Since the infinite God is the author of Sacred Scripture, in addition to Scripture’s “literal or historical” sense, many passages of the Bible will have mystical senses (or spiritual senses). The literal sense is, as it were, the fountain and foundation of these mystical senses. These mystical senses are usually reckoned at three: the allegorical sense, the moral sense, and the anagogical sense.

Here is how St.
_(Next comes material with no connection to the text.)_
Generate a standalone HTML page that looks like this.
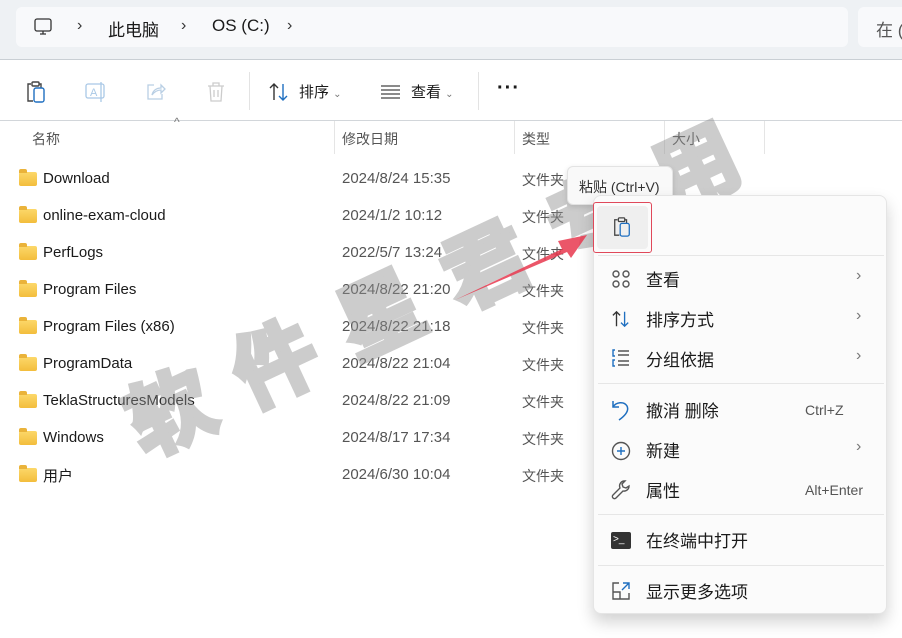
<!DOCTYPE html>
<html><head><meta charset="utf-8"><style>
*{margin:0;padding:0;box-sizing:border-box}
body{width:902px;height:638px;overflow:hidden;background:#fff;font-family:"Liberation Sans","Noto Sans CJK SC",sans-serif;position:relative;color:#1a1a1a}
.top{position:absolute;left:0;top:0;width:902px;height:60px;background:#eef1f4;border-bottom:1px solid #c9cfd4}
.addr{position:absolute;left:16px;top:7px;width:832px;height:40px;background:#f8f9fb;border-radius:6px}
.srch{position:absolute;left:858px;top:7px;width:60px;height:40px;background:#f8f9fb;border-radius:6px}
.t{position:absolute;white-space:nowrap}
.tb{position:absolute;top:61px;left:0;width:902px;height:60px;border-bottom:1px solid #d2d6da;background:#fff}
.vs{position:absolute;top:11px;width:1px;height:38px;background:#e3e3e3}
.row{position:absolute;left:0;height:37px;width:600px;font-size:15px}
.fold{position:absolute;left:19px;top:11px;width:18px;height:14px;background:linear-gradient(#fcd86a,#f3bd3c);border-radius:2px}
.fold:before{content:"";position:absolute;left:0;top:-3px;width:8px;height:4px;background:#eab33a;border-radius:2px 2px 0 0}
.menu{position:absolute;left:593px;top:195px;width:294px;height:419px;background:#fbfbfb;border:1px solid #e5e5e5;border-radius:8px;box-shadow:0 8px 16px rgba(0,0,0,.18)}
.mi{position:absolute;left:52px;font-size:17px;color:#1a1a1a}
.sc{position:absolute;font-size:14px;color:#555}
.ch{position:absolute;left:262px;font-size:16px;color:#777}
.sep{position:absolute;left:4px;width:286px;height:1px;background:#e6e6e6}
.wm{position:absolute;left:130px;top:365px;font-size:84px;font-weight:bold;color:#8f8f8f;-webkit-text-stroke:5px #8f8f8f;opacity:.45;transform:rotate(-25deg);transform-origin:left center;letter-spacing:32px;font-family:"Noto Sans CJK SC",sans-serif;white-space:nowrap}
</style></head><body>
<div class="top"><div class="addr"></div><div class="srch"></div>
<svg class="t" style="left:33px;top:17px" width="20" height="20" viewBox="0 0 20 20" fill="none" stroke="#333" stroke-width="1.3"><rect x="2" y="2" width="16" height="12" rx="2"/><path d="M7 17h6M10 14v3"/></svg>
<div class="t" style="left:77px;top:17px;font-size:16px;color:#333">›</div>
<div class="t" style="left:108px;top:16px;font-size:17px">此电脑</div>
<div class="t" style="left:181px;top:17px;font-size:16px;color:#333">›</div>
<div class="t" style="left:212px;top:16px;font-size:17px">OS (C:)</div>
<div class="t" style="left:287px;top:17px;font-size:16px;color:#333">›</div>
<div class="t" style="left:876px;top:16px;font-size:17px;color:#555">在 (</div>
</div>
<div class="tb">
<svg class="t" style="left:25px;top:19px" width="22" height="24" viewBox="0 0 22 24" fill="none" stroke-width="1.4"><path d="M6 4H3v17h5" stroke="#444"/><rect x="7" y="2" width="7" height="4" rx="1" stroke="#444"/><path d="M14 4h2v4" stroke="#444"/><rect x="9" y="8" width="10" height="14" rx="2" stroke="#1f6fc0"/></svg>
<svg class="t" style="left:84px;top:20px" width="24" height="22" viewBox="0 0 24 22" fill="none" stroke="#a9c8e6" stroke-width="1.3"><rect x="2" y="3" width="18" height="14" rx="2"/><text x="6" y="15" font-size="11" fill="#a9c8e6" stroke="none">A</text><path d="M17 1v20"/></svg>
<svg class="t" style="left:145px;top:20px" width="22" height="22" viewBox="0 0 22 22" fill="none" stroke="#b9cfe4" stroke-width="1.3"><path d="M9 4H3v14h14v-5"/><path d="M7 14c1-5 5-7 9-7V4l4 4-4 4V9c-3 0-6 1-9 5z"/></svg>
<svg class="t" style="left:206px;top:20px" width="20" height="22" viewBox="0 0 20 22" fill="none" stroke="#ccc" stroke-width="1.3"><path d="M2 5h16M7 5V2h6v3M4 5l1 15h10l1-15M8 9v7M12 9v7"/></svg>
<div class="vs" style="left:249px"></div>
<svg class="t" style="left:268px;top:21px" width="22" height="20" viewBox="0 0 22 20" fill="none" stroke-width="1.4"><path d="M6 18V2M2 6l4-4 4 4" stroke="#333"/><path d="M15 2v16M11 14l4 4 4-4" stroke="#1f6fc0"/></svg>
<div class="t" style="left:299px;top:20px;font-size:15px">排序 <span style="font-size:10px;color:#777">⌄</span></div>
<svg class="t" style="left:380px;top:23px" width="22" height="16" viewBox="0 0 22 16" stroke="#444" stroke-width="1.3"><path d="M1 2h19M1 6h19M1 10h19M1 14h19"/></svg>
<div class="t" style="left:411px;top:20px;font-size:15px">查看 <span style="font-size:10px;color:#777">⌄</span></div>
<div class="vs" style="left:478px"></div>
<div class="t" style="left:497px;top:16px;font-size:20px;font-weight:bold;letter-spacing:1px">···</div>
</div>
<div class="t" style="left:174px;top:115px;font-size:12px;color:#777">^</div>
<div class="t" style="left:32px;top:129px;font-size:14px;color:#555">名称</div>
<div class="t" style="left:334px;top:121px;width:1px;height:33px;background:#e5e5e5"></div>
<div class="t" style="left:342px;top:129px;font-size:14px;color:#555">修改日期</div>
<div class="t" style="left:514px;top:121px;width:1px;height:33px;background:#e5e5e5"></div>
<div class="t" style="left:522px;top:129px;font-size:14px;color:#555">类型</div>
<div class="t" style="left:664px;top:121px;width:1px;height:33px;background:#e5e5e5"></div>
<div class="t" style="left:672px;top:129px;font-size:14px;color:#555">大小</div>
<div class="t" style="left:764px;top:121px;width:1px;height:33px;background:#e5e5e5"></div>

<div class="row" style="top:161px"><div class="fold"></div><span class="t" style="left:43px;top:9px">Download</span><span class="t" style="left:342px;top:9px;color:#555">2024/8/24 15:35</span><span class="t" style="left:522px;top:9px;color:#555;font-size:14px">文件夹</span></div>
<div class="row" style="top:198px"><div class="fold"></div><span class="t" style="left:43px;top:9px">online-exam-cloud</span><span class="t" style="left:342px;top:9px;color:#555">2024/1/2 10:12</span><span class="t" style="left:522px;top:9px;color:#555;font-size:14px">文件夹</span></div>
<div class="row" style="top:235px"><div class="fold"></div><span class="t" style="left:43px;top:9px">PerfLogs</span><span class="t" style="left:342px;top:9px;color:#555">2022/5/7 13:24</span><span class="t" style="left:522px;top:9px;color:#555;font-size:14px">文件夹</span></div>
<div class="row" style="top:272px"><div class="fold"></div><span class="t" style="left:43px;top:9px">Program Files</span><span class="t" style="left:342px;top:9px;color:#555">2024/8/22 21:20</span><span class="t" style="left:522px;top:9px;color:#555;font-size:14px">文件夹</span></div>
<div class="row" style="top:309px"><div class="fold"></div><span class="t" style="left:43px;top:9px">Program Files (x86)</span><span class="t" style="left:342px;top:9px;color:#555">2024/8/22 21:18</span><span class="t" style="left:522px;top:9px;color:#555;font-size:14px">文件夹</span></div>
<div class="row" style="top:346px"><div class="fold"></div><span class="t" style="left:43px;top:9px">ProgramData</span><span class="t" style="left:342px;top:9px;color:#555">2024/8/22 21:04</span><span class="t" style="left:522px;top:9px;color:#555;font-size:14px">文件夹</span></div>
<div class="row" style="top:383px"><div class="fold"></div><span class="t" style="left:43px;top:9px">TeklaStructuresModels</span><span class="t" style="left:342px;top:9px;color:#555">2024/8/22 21:09</span><span class="t" style="left:522px;top:9px;color:#555;font-size:14px">文件夹</span></div>
<div class="row" style="top:420px"><div class="fold"></div><span class="t" style="left:43px;top:9px">Windows</span><span class="t" style="left:342px;top:9px;color:#555">2024/8/17 17:34</span><span class="t" style="left:522px;top:9px;color:#555;font-size:14px">文件夹</span></div>
<div class="row" style="top:457px"><div class="fold"></div><span class="t" style="left:43px;top:8px">用户</span><span class="t" style="left:342px;top:9px;color:#555">2024/6/30 10:04</span><span class="t" style="left:522px;top:9px;color:#555;font-size:14px">文件夹</span></div>

<div class="wm">软件星君专用</div>

<div class="t" style="left:567px;top:166px;width:106px;height:39px;background:#f9f9f9;border:1px solid #e3e3e3;border-radius:6px;box-shadow:0 2px 6px rgba(0,0,0,.12);font-size:14px;padding:10px 0 0 11px;color:#333">粘贴 (Ctrl+V)</div>

<div class="menu">
<div class="t" style="left:-1px;top:6px;width:59px;height:51px;border:1.5px solid #e0485a;border-radius:3px"></div>
<div class="t" style="left:3px;top:10px;width:51px;height:43px;background:#efefef;border-radius:4px"></div>
<svg class="t" style="left:18px;top:19px" width="20" height="24" viewBox="0 0 22 24" fill="none" stroke-width="1.4"><path d="M6 4H3v17h5" stroke="#444"/><rect x="7" y="2" width="7" height="4" rx="1" stroke="#444"/><path d="M14 4h2v4" stroke="#444"/><rect x="9" y="8" width="10" height="14" rx="2" stroke="#1f6fc0"/></svg>
<div class="sep" style="top:59px"></div>
<svg class="t" style="left:18px;top:74px" width="18" height="18" viewBox="0 0 18 18" fill="none" stroke="#555" stroke-width="1.4"><rect x="1" y="1" width="6" height="6" rx="3"/><rect x="11" y="1" width="6" height="6" rx="3"/><rect x="1" y="11" width="6" height="6" rx="3"/><rect x="11" y="11" width="6" height="6" rx="3"/></svg>
<div class="mi" style="top:70px">查看</div><div class="ch" style="top:71px">›</div>
<svg class="t" style="left:17px;top:114px" width="20" height="18" viewBox="0 0 22 20" fill="none" stroke-width="1.5"><path d="M6 18V2M2 6l4-4 4 4" stroke="#333"/><path d="M15 2v16M11 14l4 4 4-4" stroke="#1f6fc0"/></svg>
<div class="mi" style="top:110px">排序方式</div><div class="ch" style="top:111px">›</div>
<svg class="t" style="left:18px;top:153px" width="18" height="18" viewBox="0 0 18 18" fill="none" stroke-width="1.4"><path d="M3 1H1v6h2M3 11H1v6h2" stroke="#1f6fc0"/><path d="M6 2h11M6 6h11M6 12h11M6 16h11" stroke="#555"/></svg>
<div class="mi" style="top:150px">分组依据</div><div class="ch" style="top:151px">›</div>
<div class="sep" style="top:187px"></div>
<svg class="t" style="left:17px;top:203px" width="20" height="22" viewBox="0 0 20 22" fill="none" stroke="#1f6fc0" stroke-width="1.5"><path d="M2 2v6h6"/><path d="M2 8c3-5 11-6 14-1 2 4-1 9-8 14"/></svg>
<div class="mi" style="top:201px">撤消 删除</div><div class="sc" style="left:211px;top:206px">Ctrl+Z</div>
<svg class="t" style="left:17px;top:245px" width="20" height="20" viewBox="0 0 20 20" fill="none" stroke-width="1.4"><circle cx="10" cy="10" r="8.5" stroke="#555"/><path d="M10 6v8M6 10h8" stroke="#1f6fc0"/></svg>
<div class="mi" style="top:241px">新建</div><div class="ch" style="top:242px">›</div>
<svg class="t" style="left:17px;top:283px" width="20" height="22" viewBox="0 0 20 22" fill="none" stroke="#555" stroke-width="1.4"><path d="M13 2a5 5 0 0 0-4 7L2 16a2 2 0 0 0 3 3l7-7a5 5 0 0 0 6-5l-3 2-3-1-1-3 3-3z"/></svg>
<div class="mi" style="top:281px">属性</div><div class="sc" style="left:211px;top:286px">Alt+Enter</div>
<div class="sep" style="top:318px"></div>
<div class="t" style="left:17px;top:336px;width:20px;height:17px;background:#333;border-radius:2px;color:#fff;font-size:10px;padding:2px 0 0 2px;line-height:12px">&gt;_</div>
<div class="mi" style="top:331px">在终端中打开</div>
<div class="sep" style="top:369px"></div>
<svg class="t" style="left:17px;top:385px" width="20" height="20" viewBox="0 0 20 20" fill="none" stroke-width="1.4"><path d="M8 2H2v16h16v-6M2 11h7v7" stroke="#555"/><path d="M12 2h6v6M18 2l-7 7" stroke="#1f6fc0"/></svg>
<div class="mi" style="top:382px">显示更多选项</div>
</div>

<svg class="t" style="left:450px;top:230px" width="145" height="80" viewBox="0 0 145 80"><path d="M5 70L112 19L108 11L137 5L121 28L117 22Z" fill="#e8384f" opacity=".85"/></svg>
</body></html>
Bonaventure describes these three mystical senses: “Allegory occurs when by one thing is indicated another which is a matter of belief” – like when one thing in Scripture prefigures another later thing, or builds on an earlier prefiguration. “The tropological or moral understanding occurs when, from something done, we learn something else which we should do” – like when Christ or an apostle does something holy that we must imitate. “The anagogical meaning, a kind of ‘lifting upwards,’ occurs when we are shown what it is we should desire, that is, the eternal happiness of the blessed” – that is, when we catch a glimpse of the glory of God.

Aquinas even notes that, since God understands all things through one infinite act of being, God can intend for there to be more than one meaning of a scripture at the literal level.

All four senses (literal, allegorical, moral, anagogical) are effective for preaching, teaching, and training in righteousness, as the Spirit leads.

To reflect further on these senses consider, for example, Thomas Aquinas’ Summa Theologiae 1.1.10 or Bonaventure’s Breviloquium, Prologue, section 4.

Also note that, in writing these meditations, I do not usually do any ‘historical critical’ research into the passages. If you would like to do this, it can add to your understanding of the literal sense, and even sometimes spur your imagination among the other senses. But many modern scholars focus on ‘historical critical’ questions almost exclusively; read their works, insofar as it is helpful for knowing and teaching the gospel of Jesus Christ; there is no need for me to reinvent the wheel.